This week we took a little getaway with our kids and stopped at a beautiful winery on the way home. As we perused the selections, I noticed a Meritage with the tag “Good for enjoying from now through 2022.” My immediate reaction?
What they are NOT saying is this wine is great right now. What they are REALLY saying is that this wine is great if you’ll wait.
Of course, we drank it anyway.
But that little tag on the note has stuck with me, and I’ve found myself wondering,
“Is the difference between good and best usually only found in waiting?”
Not for everything, of course. Some things must be acted upon in the moment. Writing down ideas, a spontaneous trip with friends, a coaching moment with kids: some things should not wait.
But so many things in life are only made better in waiting. So many things in life aren’t controlled by our timeline.
You can’t make a good wine better.
You can’t make the seasons change faster.
You can’t make a baby develop to maturity.
You can’t make grief hurt less.
You can’t make relationships heal by forcing it.
You can’t get more experience–except by waiting for more experience.

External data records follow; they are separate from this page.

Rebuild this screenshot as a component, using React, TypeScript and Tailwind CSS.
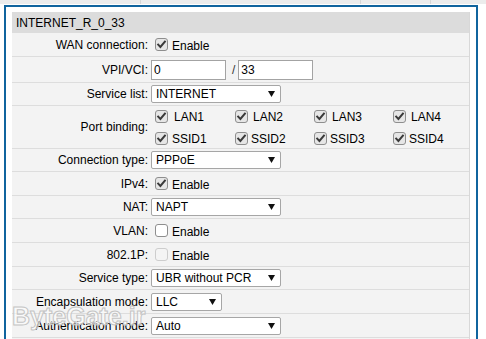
import React from "react";

const font = { fontFamily: '"Liberation Sans", Arial, sans-serif' };

function Check({ state }: { state: "on" | "off" | "disabled" }) {
  if (state === "on") {
    return (
      <div className="w-[13px] h-[13px] shrink-0 rounded-[3px] border border-[#8e8e8e] bg-[#e6e6e6] flex items-center justify-center">
        <svg width="11" height="11" viewBox="0 0 11 11">
          <path d="M2.2 5.6 L4.4 7.9 L8.9 2.6" fill="none" stroke="#3a3a3a" strokeWidth="2" strokeLinecap="square" />
        </svg>
      </div>
    );
  }
  if (state === "off") {
    return <div className="w-[13px] h-[13px] shrink-0 rounded-[3px] border border-[#8e8e8e] bg-white" />;
  }
  return <div className="w-[13px] h-[13px] shrink-0 rounded-[3px] border border-[#cdcdcd] bg-[#f4f4f4]" />;
}

function Select({ value, w }: { value: string; w: string }) {
  return (
    <div className={`${w} h-[18px] border border-[#a6a6a6] rounded-[2px] bg-white flex items-center justify-between pl-[4px] pr-[4px]`}>
      <span className="text-[12px] leading-[14px] text-black">{value}</span>
      <svg width="7" height="6" viewBox="0 0 7 6" className="mr-[1px]">
        <path d="M0 0 H7 L3.5 6 Z" fill="#111" />
      </svg>
    </div>
  );
}

function Row({ label, h, children }: { label: string; h: string; children?: React.ReactNode }) {
  return (
    <div className={`flex border-b border-[#dddddd] bg-[#f3f3f3] ${h}`}>
      <div className="w-[136px] shrink-0 flex items-center justify-end text-[12px] leading-[14px] text-black whitespace-nowrap">
        {label}
      </div>
      <div className="flex items-center pl-[3px]">{children}</div>
    </div>
  );
}

function Enable({ state }: { state: "on" | "off" | "disabled" }) {
  return (
    <div className="flex items-center pl-[4px]">
      <Check state={state} />
      <span className="ml-[4px] mt-[3px] text-[12px] leading-[14px] text-black">Enable</span>
    </div>
  );
}

function PortItem({ name, gap }: { name: string; gap: string }) {
  return (
    <div className="flex items-center pl-[4px]">
      <Check state="on" />
      <span className={`${gap} mt-[2px] text-[12px] leading-[14px] text-black`}>{name}</span>
    </div>
  );
}

export default function App() {
  return (
    <div className="w-[486px] h-[339px] overflow-hidden bg-white relative" style={font}>
      <div className="h-[4px] bg-[#ececec] flex">
        <div className="w-[141px] border-r border-[#d6d6d6]" />
        <div className="w-[220px] border-r border-[#d6d6d6]" />
        <div className="w-[70px] border-r border-[#d6d6d6]" />
      </div>
      <div className="mt-[1px] ml-[4px] w-[474px] border-2 border-b-0 border-[#10649e] pt-[5px] px-[6px] h-[400px]">
        <div className="border-r border-[#d8d8d8]">
          <div className="h-[21px] bg-[#dcdcdc] flex items-center pl-[4px] text-[12px] leading-[14px] text-black">
            INTERNET_R_0_33
          </div>
          <Row label="WAN connection:" h="h-[24px]">
            <Enable state="on" />
          </Row>
          <Row label="VPI/VCI:" h="h-[26px]">
            <div className="w-[75px] h-[20px] border border-[#a3a3a3] bg-white flex items-center pl-[2px] text-[12px] leading-[14px]">0</div>
            <span className="ml-[6px] mr-[3px] text-[12px] leading-[14px] text-[#333]">/</span>
            <div className="w-[75px] h-[20px] border border-[#a3a3a3] bg-white flex items-center pl-[2px] text-[12px] leading-[14px]">33</div>
          </Row>
          <Row label="Service list:" h="h-[23px]">
            <Select value="INTERNET" w="w-[130px]" />
          </Row>
          <Row label="Port binding:" h="h-[43px]">
            <div className="grid grid-cols-[80px_79px_79px_79px] gap-y-[6px]">
              <PortItem name="LAN1" gap="ml-[6px]" />
              <PortItem name="LAN2" gap="ml-[5px]" />
              <PortItem name="LAN3" gap="ml-[5px]" />
              <PortItem name="LAN4" gap="ml-[5px]" />
              <PortItem name="SSID1" gap="ml-[4px]" />
              <PortItem name="SSID2" gap="ml-[3px]" />
              <PortItem name="SSID3" gap="ml-[3px]" />
              <PortItem name="SSID4" gap="ml-[3px]" />
            </div>
          </Row>
          <Row label="Connection type:" h="h-[23px]">
            <Select value="PPPoE" w="w-[130px]" />
          </Row>
          <Row label="IPv4:" h="h-[24px]">
            <Enable state="on" />
          </Row>
          <Row label="NAT:" h="h-[23px]">
            <Select value="NAPT" w="w-[130px]" />
          </Row>
          <Row label="VLAN:" h="h-[24px]">
            <Enable state="off" />
          </Row>
          <Row label="802.1P:" h="h-[24px]">
            <Enable state="disabled" />
          </Row>
          <Row label="Service type:" h="h-[23px]">
            <Select value="UBR without PCR" w="w-[130px]" />
          </Row>
          <Row label="Encapsulation mode:" h="h-[24px]">
            <Select value="LLC" w="w-[71px]" />
          </Row>
          <Row label="Authentication mode:" h="h-[24px]">
            <Select value="Auto" w="w-[130px]" />
          </Row>
          <div className="flex h-[24px] bg-[#f3f3f3]">
            <div className="w-[136px] shrink-0" />
            <div className="pl-[3px] pt-[1px]">
              <div className="w-[130px] h-[18px] border border-[#a6a6a6] rounded-[2px] bg-white" />
            </div>
          </div>
        </div>
      </div>
      <div
        className="absolute left-[12px] top-[304px] text-[25px] leading-[25px] font-bold pointer-events-none"
        style={{
          fontFamily: '"Liberation Sans", Arial, sans-serif',
          color: "rgba(255,255,255,0.55)",
          WebkitTextStroke: "1px #c4c4c4",
        }}
      >
        ByteGate.ir
      </div>
    </div>
  );
}
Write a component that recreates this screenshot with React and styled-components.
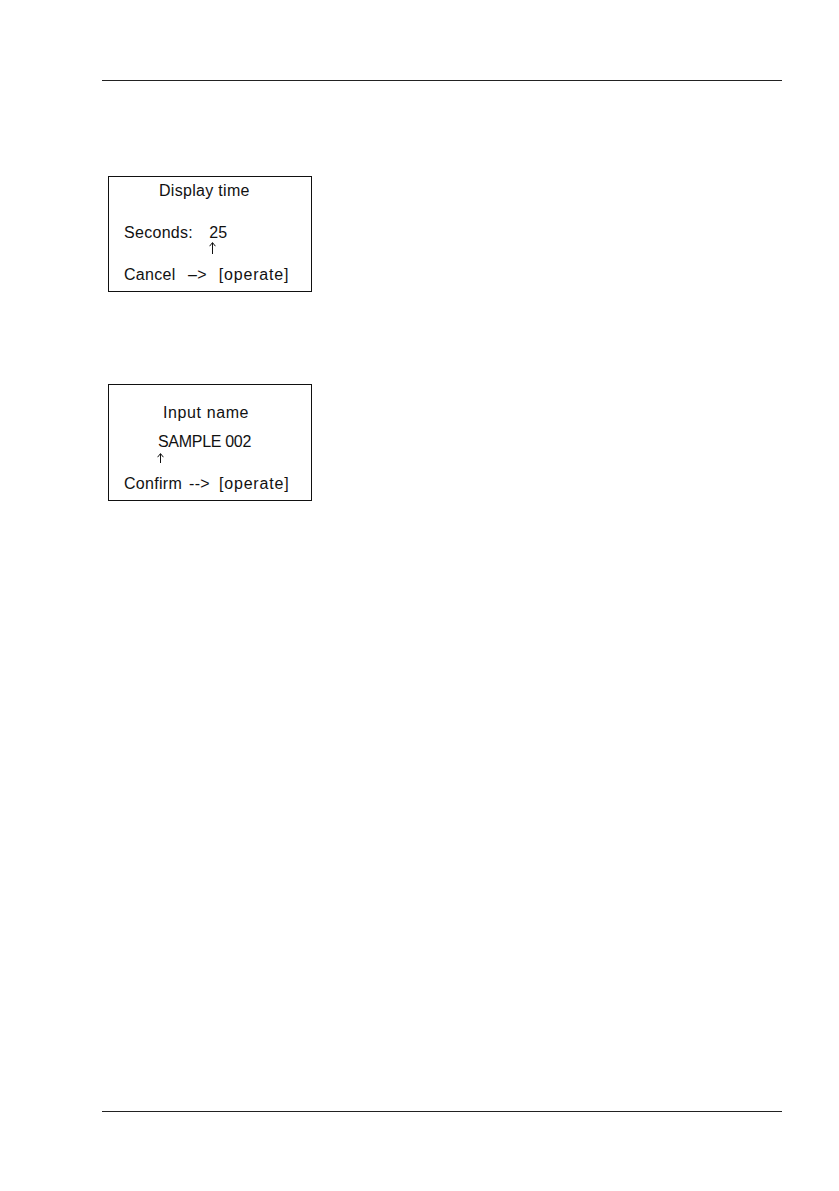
import React from "react";
import styled, { createGlobalStyle } from "styled-components";

const GlobalStyle = createGlobalStyle`
  html, body {
    margin: 0;
    padding: 0;
    background: #ffffff;
  }
  body {
    font-family: "Liberation Sans", Arial, sans-serif;
    color: #111111;
  }
`;

const Page = styled.div`
  width: 839px;
  height: 1191px;
  box-sizing: border-box;
  padding: 80px 0 0 102px;
  display: flex;
  flex-direction: column;
`;

const Rule = styled.div`
  width: 680px;
  height: 1px;
  background: #222222;
  margin-top: ${(p) => p.$top || 0}px;
`;

const Screen = styled.div`
  width: 204px;
  height: ${(p) => p.$height}px;
  box-sizing: border-box;
  margin: ${(p) => p.$top}px 0 0 6px;
  border: 1px solid #111111;
  padding-top: ${(p) => p.$pad}px;
  display: flex;
  flex-direction: column;
`;

const Row = styled.div`
  display: flex;
  font-size: 16px;
  line-height: 18px;
  height: 18px;
  white-space: pre;
  margin-top: ${(p) => p.$gap || 0}px;
`;

const Word = styled.span`
  margin-left: ${(p) => p.$ml}px;
  letter-spacing: ${(p) => (p.$ls === undefined ? 0.3 : p.$ls)}px;
`;

const CursorRow = styled.div`
  display: flex;
  height: ${(p) => p.$h}px;
  margin-top: ${(p) => p.$gap || 0}px;
  padding-left: ${(p) => p.$indent}px;
`;

function Cursor({ indent, gap, h }) {
  return (
    <CursorRow $indent={indent} $gap={gap} $h={h}>
      <svg width="7" height={h} viewBox={`0 0 7 ${h}`}>
        <path
          d={`M3.5 0.8 V${h} M0.6 4.2 L3.5 0.6 L6.4 4.2`}
          fill="none"
          stroke="#111"
          strokeWidth="1"
        />
      </svg>
    </CursorRow>
  );
}

function DisplayTimeScreen() {
  return (
    <Screen $top={95} $height={116} $pad={4.5}>
      <Row>
        <Word $ml={50}>Display time</Word>
      </Row>
      <Row $gap={24}>
        <Word $ml={15}>Seconds:</Word>
        <Word $ml={16}>25</Word>
      </Row>
      <Cursor indent={100} gap={0.5} h={12} />
      <Row $gap={12}>
        <Word $ml={15}>Cancel</Word>
        <Word $ml={12.4}>–&gt;</Word>
        <Word $ml={12} $ls={0.8}>
          [operate]
        </Word>
      </Row>
    </Screen>
  );
}

function InputNameScreen() {
  return (
    <Screen $top={92} $height={117} $pad={18.5}>
      <Row>
        <Word $ml={54} $ls={0.6}>
          Input name
        </Word>
      </Row>
      <Row $gap={11}>
        <Word $ml={49} $ls={-0.3}>
          SAMPLE 002
        </Word>
      </Row>
      <Cursor indent={48} gap={2.5} h={10} />
      <Row $gap={11.5}>
        <Word $ml={15}>Confirm</Word>
        <Word $ml={7}>--&gt;</Word>
        <Word $ml={9} $ls={0.8}>
          [operate]
        </Word>
      </Row>
    </Screen>
  );
}

export default function App() {
  return (
    <>
      <GlobalStyle />
      <Page>
        <Rule />
        <DisplayTimeScreen />
        <InputNameScreen />
        <Rule $top={610} />
      </Page>
    </>
  );
}
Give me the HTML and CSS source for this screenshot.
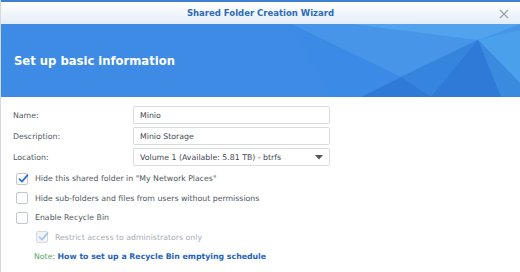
FILE: index.html
```html
<!DOCTYPE html>
<html>
<head>
<meta charset="utf-8">
<link rel="stylesheet" href="styles.css">
</head>
<body>
<div class="window">
  <div class="titlebar">
    <span class="title">Shared Folder Creation Wizard</span>
    <svg class="close" width="10" height="10" viewBox="0 0 10 10"><path d="M1 1 L9 9 M9 1 L1 9" stroke="#9aa3ad" stroke-width="1.3" fill="none"/></svg>
  </div>
  <div class="banner">
    <svg class="banner-art" width="520" height="73" viewBox="0 0 520 73" preserveAspectRatio="none">
      <polygon points="290,0 520,0 520,10 477,16 400,53" fill="#4a9ae9" opacity="0.7"/>
      <polygon points="350,0 520,0 477,16" fill="#52a6ec" opacity="0.8"/>
      <polygon points="400,53 477,16 440,40" fill="#5bb0ee" opacity="0.9"/>
      <polygon points="360,73 400,53 477,16 520,73" fill="#2f7ad6"/>
      <polygon points="400,53 477,16 430,73" fill="#3584dd"/>
      <polygon points="477,16 520,6 520,60" fill="#4aa0ea"/>
      <polygon points="477,16 520,60 520,73 500,73" fill="#3a8ae0"/>
      <polygon points="290,0 330,73 360,73 400,53" fill="#3b8be5" opacity="0.6"/>
    </svg>
    <h1 class="banner-title">Set up basic information</h1>
  </div>
  <div class="body">
    <div class="field">
      <label class="label">Name:</label>
      <div class="input">Minio</div>
    </div>
    <div class="field">
      <label class="label">Description:</label>
      <div class="input">Minio Storage</div>
    </div>
    <div class="field">
      <label class="label">Location:</label>
      <div class="input select">Volume 1 (Available: 5.81 TB) - btrfs
        <svg class="caret" width="8" height="5" viewBox="0 0 8 5"><path d="M0 0 L8 0 L4 4.5 Z" fill="#555"/></svg>
      </div>
    </div>
    <div class="checks">
      <div class="check-row">
        <span class="box checked">
          <svg width="12" height="12" viewBox="0 0 12 12"><path d="M2.5 6.2 L5 8.6 L10.5 2.2" stroke="#2a73d4" stroke-width="1.8" fill="none" stroke-linecap="round" stroke-linejoin="round"/></svg>
        </span>
        <span class="check-text">Hide this shared folder in "My Network Places"</span>
      </div>
      <div class="check-row">
        <span class="box"></span>
        <span class="check-text">Hide sub-folders and files from users without permissions</span>
      </div>
      <div class="check-row">
        <span class="box"></span>
        <span class="check-text">Enable Recycle Bin</span>
      </div>
      <div class="check-row sub disabled">
        <span class="box checked">
          <svg width="12" height="12" viewBox="0 0 12 12"><path d="M2.5 6.2 L5 8.6 L10.5 2.2" stroke="#a9c8ec" stroke-width="1.8" fill="none" stroke-linecap="round" stroke-linejoin="round"/></svg>
        </span>
        <span class="check-text">Restrict access to administrators only</span>
      </div>
      <div class="note-row">
        <span class="note">Note:</span> <a class="link">How to set up a Recycle Bin emptying schedule</a>
      </div>
    </div>
  </div>
</div>
</body>
</html>
```
FILE: styles.css
```css
html, body {
  margin: 0;
  padding: 0;
  background: #ffffff;
}
body {
  width: 520px;
  height: 272px;
  overflow: hidden;
  font-family: "DejaVu Sans", Verdana, sans-serif;
}
.window {
  border-left: 1px solid #d4d8dd;
  height: 272px;
  display: flex;
  flex-direction: column;
}
.titlebar {
  height: 22px;
  border-top: 2px solid #3f7fd3;
  background: linear-gradient(#ffffff, #e4edf8);
  display: flex;
  align-items: center;
  justify-content: center;
  position: relative;
}
.title {
  font-size: 8.5px;
  font-weight: bold;
  color: #2c6bb6;
}
.close {
  position: absolute;
  right: 11px;
  top: 7px;
}
.banner {
  height: 73px;
  background: #3d8be5;
  position: relative;
  display: flex;
  align-items: center;
}
.banner-art {
  position: absolute;
  left: 0;
  top: 0;
}
.banner-title {
  position: relative;
  margin: 0 0 0 13px;
  font-size: 11.6px;
  font-weight: bold;
  color: #ffffff;
}
.body {
  padding: 9px 0 0 12px;
  font-size: 7.8px;
  color: #505860;
}
.field {
  display: flex;
  align-items: center;
  height: 18px;
  margin-bottom: 3px;
}
.label {
  width: 120px;
}
.input {
  width: 185px;
  height: 16px;
  border: 1px solid #d9dcdf;
  border-radius: 2px;
  padding: 0 4px 0 6px;
  display: flex;
  align-items: center;
  color: #41474e;
}
.select {
  justify-content: space-between;
}
.caret {
  margin-right: 2px;
}
.checks {
  margin-top: 0;
  padding-left: 3px;
}
.check-row, .note-row {
  display: flex;
  align-items: center;
  height: 19.5px;
}
.box {
  width: 10px;
  height: 10px;
  border: 1px solid #c4c8cc;
  border-radius: 2px;
  margin-right: 7px;
  position: relative;
  background: #fff;
}
.box svg {
  position: absolute;
  left: 0;
  top: -1px;
}
.sub {
  padding-left: 20px;
}
.disabled .box {
  background: #f1f3f5;
  border-color: #d6dade;
}
.disabled .check-text {
  color: #a7adb3;
}
.note-row {
  padding-left: 18px;
  display: block;
  line-height: 19.5px;
}
.note {
  color: #5aa36a;
}
.link {
  color: #1e63b9;
  font-weight: bold;
}
```
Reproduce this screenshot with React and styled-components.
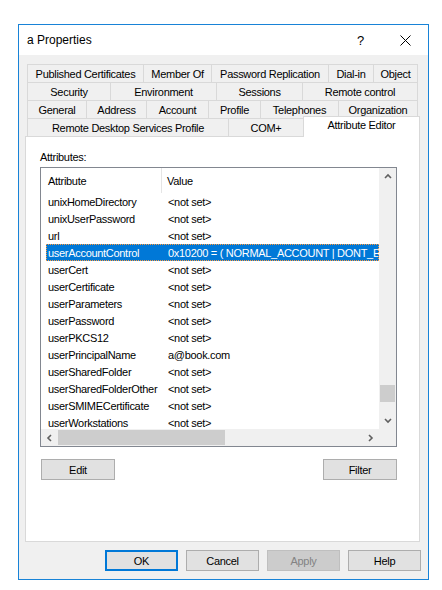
import React from 'react';
import styled, { createGlobalStyle } from 'styled-components';

const Global = createGlobalStyle`
  html, body { margin: 0; padding: 0; background: #ffffff; }
  body {
    font-family: "Liberation Sans", Arial, sans-serif;
    font-size: 11px;
    letter-spacing: -0.3px;
    color: #000;
  }
  * { box-sizing: border-box; }
`;

const Window = styled.div`
  margin: 24px 0 0 18px;
  width: 411px;
  height: 556px;
  border: 1px solid #1883d7;
  background: #f0f0f0;
  display: flex;
  flex-direction: column;
`;

const TitleBar = styled.div`
  height: 30px;
  background: #ffffff;
  display: flex;
  align-items: center;
  padding-left: 8px;
`;

const Title = styled.div`
  font-size: 12px;
  letter-spacing: 0;
  flex: 1;
`;

const CaptionButton = styled.div`
  width: 45px;
  height: 30px;
  display: flex;
  align-items: center;
  justify-content: center;
  font-size: 13px;
  letter-spacing: 0;
`;

const Body = styled.div`
  flex: 1;
  padding: 9px 8px 0 6px;
  display: flex;
  flex-direction: column;
`;

const TabStrip = styled.div`
  margin-left: 2px;
  width: 391px;
  display: flex;
  flex-direction: column;
`;

const TabRow = styled.div`
  display: flex;
  height: 18px;
  overflow: visible;
`;

const Tab = styled.div`
  width: ${p => p.$w}px;
  height: 18px;
  flex: none;
  background: #f0f0f0;
  border-top: 1px solid #d9d9d9;
  border-right: 1px solid #d9d9d9;
  &:first-child { border-left: 1px solid #d9d9d9; }
  display: flex;
  align-items: center;
  justify-content: center;
  white-space: nowrap;
  padding-top: 1px;
`;

const ActiveTab = styled.div`
  width: ${p => p.$w}px;
  height: 21px;
  flex: none;
  margin-top: -2px;
  margin-left: -1px;
  position: relative;
  z-index: 1;
  background: #ffffff;
  border: 1px solid #d9d9d9;
  border-bottom: none;
  display: flex;
  align-items: flex-start;
  justify-content: center;
  padding-top: 2px;
  white-space: nowrap;
`;

const Panel = styled.div`
  width: 395px;
  height: 406px;
  background: #ffffff;
  border: 1px solid #d9d9d9;
  padding: 13px 0 0 14px;
  display: flex;
  flex-direction: column;
`;

const FieldLabel = styled.div`
  height: 17px;
  line-height: 15px;
`;

const ListBox = styled.div`
  width: 357px;
  height: 280px;
  border: 1px solid #828790;
  display: grid;
  grid-template-columns: 338px 17px;
  grid-template-rows: 261px 17px;
`;

const ListArea = styled.div`
  overflow: hidden;
  display: flex;
  flex-direction: column;
`;

const Header = styled.div`
  height: 25px;
  flex: none;
  display: flex;
  align-items: center;
`;

const HeaderCell = styled.div`
  width: ${p => (p.$w ? `${p.$w}px` : 'auto')};
  flex: ${p => (p.$w ? 'none' : '1')};
  height: 25px;
  display: flex;
  align-items: center;
  padding-left: ${p => p.$pl}px;
  border-right: ${p => (p.$divider ? '1px solid #e5e5e5' : 'none')};
`;

const Rows = styled.div`
  padding-left: 5px;
  display: flex;
  flex-direction: column;
`;

const Row = styled.div`
  height: 17px;
  flex: none;
  width: 333px;
  display: flex;
  align-items: center;
  white-space: nowrap;
  overflow: hidden;
  background: ${p => (p.$sel ? '#0078d7' : 'transparent')};
  color: ${p => (p.$sel ? '#ffffff' : '#000000')};
  outline: ${p => (p.$sel ? '1px dotted #ff9a3c' : 'none')};
  outline-offset: -1px;
`;

const AttrCell = styled.div`
  width: 122px;
  flex: none;
  padding-left: 2px;
`;

const ValueCell = styled.div`
  flex: 1;
  overflow: hidden;
`;

const VScroll = styled.div`
  background: #f0f0f0;
  display: flex;
  flex-direction: column;
`;

const ScrollButton = styled.div`
  width: 17px;
  height: 17px;
  flex: none;
  display: flex;
  align-items: center;
  justify-content: center;
`;

const VTrack = styled.div`
  flex: 1;
  display: flex;
  flex-direction: column;
  padding: 0 1px;
`;

const VThumb = styled.div`
  margin-top: ${p => p.$top}px;
  height: ${p => p.$h}px;
  background: #cdcdcd;
`;

const HScroll = styled.div`
  background: #f0f0f0;
  display: flex;
  align-items: stretch;
`;

const HTrack = styled.div`
  flex: 1;
  display: flex;
  padding: 1px 0;
`;

const HThumb = styled.div`
  width: ${p => p.$w}px;
  background: #cdcdcd;
`;

const Corner = styled.div`
  background: #f0f0f0;
`;

const ActionRow = styled.div`
  width: 357px;
  margin-top: 12px;
  padding-left: 1px;
  display: flex;
  justify-content: space-between;
`;

const Button = styled.div`
  width: ${p => p.$w}px;
  height: 21px;
  background: ${p => (p.$disabled ? '#cccccc' : '#e1e1e1')};
  border: ${p =>
    p.$default ? '2px solid #0078d7' : p.$disabled ? '1px solid #bfbfbf' : '1px solid #adadad'};
  color: ${p => (p.$disabled ? '#838383' : '#000000')};
  display: flex;
  align-items: center;
  justify-content: center;
`;

const DialogButtons = styled.div`
  margin-top: 8px;
  margin-right: -1px;
  display: flex;
  justify-content: flex-end;
  gap: 8px;
`;

const Chevron = ({ dir }) => {
  const pts = {
    up: '1,5 4,2 7,5',
    down: '1,2 4,5 7,2',
    left: '5,1 2,4 5,7',
    right: '2,1 5,4 2,7',
  }[dir];
  return (
    <svg width="8" height="8" viewBox="0 0 8 8">
      <polyline points={pts} fill="none" stroke="#606060" strokeWidth="1.6" />
    </svg>
  );
};

const CloseIcon = () => (
  <svg width="11" height="11" viewBox="0 0 11 11">
    <path d="M0.5 0.5 L10.5 10.5 M10.5 0.5 L0.5 10.5" stroke="#000" strokeWidth="1" />
  </svg>
);

const tabRows = [
  [['Published Certificates', 117], ['Member Of', 68], ['Password Replication', 117], ['Dial-in', 45], ['Object', 44]],
  [['Security', 84], ['Environment', 106], ['Sessions', 86], ['Remote control', 115]],
  [['General', 60], ['Address', 60], ['Account', 62], ['Profile', 52], ['Telephones', 78], ['Organization', 79]],
];

const rows = [
  ['unixHomeDirectory', '<not set>'],
  ['unixUserPassword', '<not set>'],
  ['url', '<not set>'],
  ['userAccountControl', '0x10200 = ( NORMAL_ACCOUNT | DONT_EXPIRE_PASSWD )', true],
  ['userCert', '<not set>'],
  ['userCertificate', '<not set>'],
  ['userParameters', '<not set>'],
  ['userPassword', '<not set>'],
  ['userPKCS12', '<not set>'],
  ['userPrincipalName', 'a@book.com'],
  ['userSharedFolder', '<not set>'],
  ['userSharedFolderOther', '<not set>'],
  ['userSMIMECertificate', '<not set>'],
  ['userWorkstations', '<not set>'],
];

export default function App() {
  return (
    <>
      <Global />
      <Window>
        <TitleBar>
          <Title>a Properties</Title>
          <CaptionButton>?</CaptionButton>
          <CaptionButton><CloseIcon /></CaptionButton>
        </TitleBar>
        <Body>
          <TabStrip>
            {tabRows.map((r, i) => (
              <TabRow key={i}>
                {r.map(([label, w]) => (
                  <Tab key={label} $w={w}>{label}</Tab>
                ))}
              </TabRow>
            ))}
            <TabRow>
              <Tab $w={202}>Remote Desktop Services Profile</Tab>
              <Tab $w={75}>COM+</Tab>
              <ActiveTab $w={117}>Attribute Editor</ActiveTab>
            </TabRow>
          </TabStrip>
          <Panel>
            <FieldLabel>Attributes:</FieldLabel>
            <ListBox>
              <ListArea>
                <Header>
                  <HeaderCell $w={121} $pl={7} $divider>Attribute</HeaderCell>
                  <HeaderCell $pl={5}>Value</HeaderCell>
                </Header>
                <Rows>
                  {rows.map(([a, v, sel]) => (
                    <Row key={a} $sel={sel}>
                      <AttrCell>{a}</AttrCell>
                      <ValueCell>{v}</ValueCell>
                    </Row>
                  ))}
                </Rows>
              </ListArea>
              <VScroll>
                <ScrollButton><Chevron dir="up" /></ScrollButton>
                <VTrack>
                  <VThumb $top={200} $h={17} />
                </VTrack>
                <ScrollButton><Chevron dir="down" /></ScrollButton>
              </VScroll>
              <HScroll>
                <ScrollButton><Chevron dir="left" /></ScrollButton>
                <HTrack>
                  <HThumb $w={167} />
                </HTrack>
                <ScrollButton><Chevron dir="right" /></ScrollButton>
              </HScroll>
              <Corner />
            </ListBox>
            <ActionRow>
              <Button $w={74}>Edit</Button>
              <Button $w={74}>Filter</Button>
            </ActionRow>
          </Panel>
          <DialogButtons>
            <Button $w={73} $default>OK</Button>
            <Button $w={73}>Cancel</Button>
            <Button $w={73} $disabled>Apply</Button>
            <Button $w={73}>Help</Button>
          </DialogButtons>
        </Body>
      </Window>
    </>
  );
}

We have two choices in waiting–we can wait with impatience and frustration or we can wait with contentment and expectation. Waiting doesn’t care which one we choose, because waiting isn’t determined by how we handle it. So when waiting knocks at your door and invites itself into your life, when you’ve exhausted every plan from A to Z and back again, when you’ve checked every box, when you’ve prayed every prayer, when you’ve yelled and you’ve cried, when you’ve thought about it every morning, night and middle of the night, all you are left with is this:
“Wait for the Lord, be strong and take heart and wait for the Lord.” Psalm 27:14
Do you know it takes courage to wait? Do you know that choosing contentment and expectancy is hard work? There is a discipline to waiting that can only be learned by waiting. There is a depth to your soul that can only be dug deeper by waiting. If you follow Jesus, you know he waited thirty years in obscurity before beginning his ministry. He was crucified at age 33. He spent 10 percent of his life not waiting. He spent 90 percent waiting.
If our stats are going to look anything like the One we follow, it appears that waiting might be a prerequisite to joy and growth. Waiting might be a necessary step to seeing God’s glory revealed in the deep areas of our heart, in private one-on-one moments, and in the joining of our heart’s desires with His. And when He comes, when he finally comes, when the waiting is over (and it will be over) we are left with only one response.
Oh. Wow.
Because God’s timing, despite every part of your flesh that kicks and screams against it, is perfect. It is. Every time. Every time it’s perfect.
So if it’s not your time, if you find yourself in one agonizing day after the other of waiting, if you find that life feels like slogging through ankle-deep mud with only swamp ahead, if you just can’t take another heart-step forward into the muck, cry out to God.
“My soul is weary, strengthen me with your Word.” Psalm 119:28
And He will. Every single time. In another moment of waiting, He’s there. In the unknown, He’s there. In the weariness and struggle, He’s right there. So take heart, my friend. Wherever you find yourself waiting, ask yourself, “can I be expectant and content in even this?”
And watch how God shows up for you, when you give it all to Him.